People go through phases. I remember when people didn’t want to have their real names on the Internet. The Internet was this dark void where you could exist as some voyeur but you weren’t necessarily supposed to be yourself or represent yourself. People were warned against sharing their credit card numbers, phone numbers and real names. And now you’re not really a legitimate human without some kind of online presence.
Yeah. You’re like Timothy McVeigh, living in the mountains if you don’t have a Facebook.
People will probably never fully grasp an understanding of death. Envoy is so fascinating because it offers this middle ground, and subsequent certainty in death.
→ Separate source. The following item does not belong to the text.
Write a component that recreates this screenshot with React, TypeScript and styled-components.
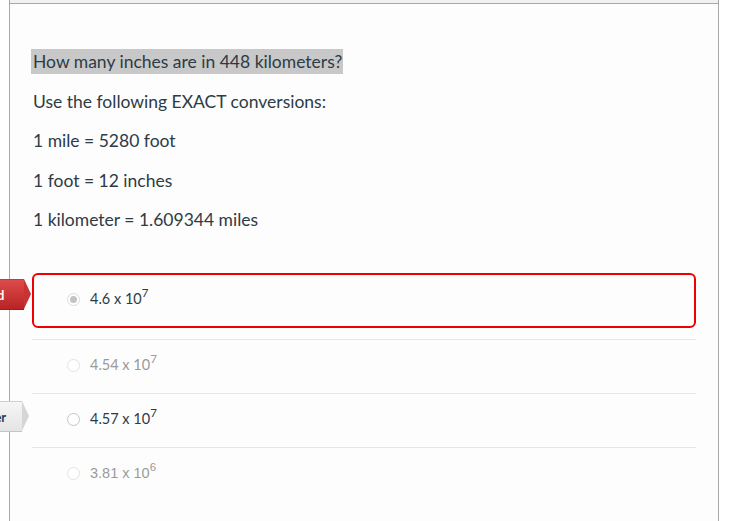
import React from "react";
import styled, { createGlobalStyle } from "styled-components";

const Global = createGlobalStyle`
  html, body { margin: 0; padding: 0; background: #ffffff; overflow: hidden; }
  body { font-family: Lato, "Open Sans", sans-serif; color: #2d3b45; }
`;

const Frame = styled.div`
  margin-left: 9px;
  width: 708px;
  min-height: 530px;
  border-left: 1px solid #a9a9a9;
  border-right: 1px solid #a9a9a9;
  background: #fdfdfd;
`;

const TopStrip = styled.div`
  height: 3px;
  background: #f1f1f1;
  border-bottom: 1px solid #a9a9a9;
`;

const Content = styled.div`
  padding: 45px 22px 0 22px;
`;

const Question = styled.div`
  display: flex;
  flex-direction: column;
  gap: 14.5px;
  font-size: 17.5px;
`;

const Para = styled.p`
  margin: 0;
  line-height: 25px;
  padding-left: 1px;
`;

const Highlight = styled.span`
  display: inline-block;
  background: #c8c8c8;
  padding: 0 1px 0 2px;
  margin-left: -2px;
`;

const Answers = styled.div`
  margin-top: 41px;
  display: flex;
  flex-direction: column;
`;

const Row = styled.div<{ $selected?: boolean }>`
  position: relative;
  display: flex;
  align-items: flex-start;
  gap: 10px;
  box-sizing: border-box;
  ${(p) =>
    p.$selected
      ? `
    height: 55px;
    border: 2px solid #ee0000;
    border-radius: 6px;
    padding: 15px 0 0 33px;
    margin-bottom: 11px;
  `
      : `
    height: 54px;
    border-top: 1px solid #e6e6e6;
    padding: 16px 0 0 35px;
  `}
`;

const Radio = styled.span<{ $checked?: boolean; $tone: string }>`
  box-sizing: border-box;
  width: 13px;
  height: 13px;
  margin-top: 3px;
  border-radius: 50%;
  border: 1px solid ${(p) => p.$tone};
  background: #fff;
  display: flex;
  align-items: center;
  justify-content: center;
  &::after {
    content: "";
    display: ${(p) => (p.$checked ? "block" : "none")};
    width: 7px;
    height: 7px;
    border-radius: 50%;
    background: #c4c4c4;
  }
`;

const AnswerText = styled.span<{ $color: string; $arial?: boolean }>`
  font-size: 14.5px;
  line-height: 18px;
  color: ${(p) => p.$color};
  font-family: ${(p) => (p.$arial ? '"Liberation Sans", Arial, sans-serif' : 'Lato, sans-serif')};
  sup {
    font-size: 11.5px;
    line-height: 0;
    position: relative;
    top: -1px;
    vertical-align: super;
  }
`;

const Tab = styled.div<{ $kind: "wrong" | "correct"; $top: number }>`
  position: absolute;
  left: -132px;
  top: ${(p) => p.$top}px;
  width: 122px;
  height: 31px;
  display: flex;
  align-items: center;
  justify-content: center;
  font-size: 13px;
  font-weight: bold;
  box-sizing: border-box;
  color: ${(p) => (p.$kind === "wrong" ? "#ffffff" : "#2d3b45")};
  background: ${(p) =>
    p.$kind === "wrong"
      ? "linear-gradient(#dd4a4a, #b82424)"
      : "linear-gradient(#f6f6f6, #e4e4e4)"};
  border-top: 1px solid ${(p) => (p.$kind === "wrong" ? "#c83a3a" : "#cfcfcf")};
  border-bottom: 1px solid ${(p) => (p.$kind === "wrong" ? "#962020" : "#c4c4c4")};
  &::after {
    content: "";
    position: absolute;
    right: -7px;
    top: -1px;
    width: 0;
    height: 0;
    border-top: 15.5px solid transparent;
    border-bottom: 15.5px solid transparent;
    border-left: 7px solid ${(p) => (p.$kind === "wrong" ? "#c83434" : "#d6d6d6")};
  }
`;

type Ans = {
  base: string;
  exp: string;
  color: string;
  radio: string;
  checked?: boolean;
  selected?: boolean;
  arial?: boolean;
  tab?: { kind: "wrong" | "correct"; label: string; top: number };
};

const answers: Ans[] = [
  {
    base: "4.6 x 10",
    exp: "7",
    color: "#2d3b45",
    radio: "#dcdcdc",
    checked: true,
    selected: true,
    tab: { kind: "wrong", label: "You Answered", top: 4 },
  },
  { base: "4.54 x 10", exp: "7", color: "#9a9a9a", radio: "#e2e2e2" },
  {
    base: "4.57 x 10",
    exp: "7",
    color: "#2d3b45",
    radio: "#c4c4c4",
    tab: { kind: "correct", label: "Correct Answer", top: 7 },
  },
  { base: "3.81 x 10", exp: "6", color: "#9a9a9a", radio: "#e2e2e2", arial: true },
];

export default function App() {
  return (
    <>
      <Global />
      <Frame>
        <TopStrip />
        <Content>
          <Question>
            <Para>
              <Highlight>How many inches are in 448 kilometers?</Highlight>
            </Para>
            <Para>Use the following EXACT conversions:</Para>
            <Para>1 mile = 5280 foot</Para>
            <Para>1 foot = 12 inches</Para>
            <Para>1 kilometer = 1.609344 miles</Para>
          </Question>
          <Answers>
            {answers.map((a, i) => (
              <Row key={i} $selected={a.selected}>
                {a.tab && (
                  <Tab $kind={a.tab.kind} $top={a.tab.top}>
                    {a.tab.label}
                  </Tab>
                )}
                <Radio $checked={a.checked} $tone={a.radio} />
                <AnswerText $color={a.color} $arial={a.arial}>
                  {a.base}
                  <sup>{a.exp}</sup>
                </AnswerText>
              </Row>
            ))}
          </Answers>
        </Content>
      </Frame>
    </>
  );
}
Someone pointed out to me that a mummy is basically like an afterlife avatar because it has personal information and it lasts forever and people interact with it. I think that our Facebook profiles are the new afterlife avatars. When someone dies on Facebook, all of a sudden it’s like a funeral but it’s amplified. When you’re at a funeral you kind of have to modify your behavior. People are saying insane things on these dead people’s Facebook walls. Because there is a wall between what you’re thinking and what goes on Facebook and that’s the submit button. The barrier between impulse and public expression is being brought down so much so that we just post anything we think of. Like, “oh, remember that time we went out to the bars and you got so drunk and threw up on yourself and you set a cat on fire. Anyway R.I.P.”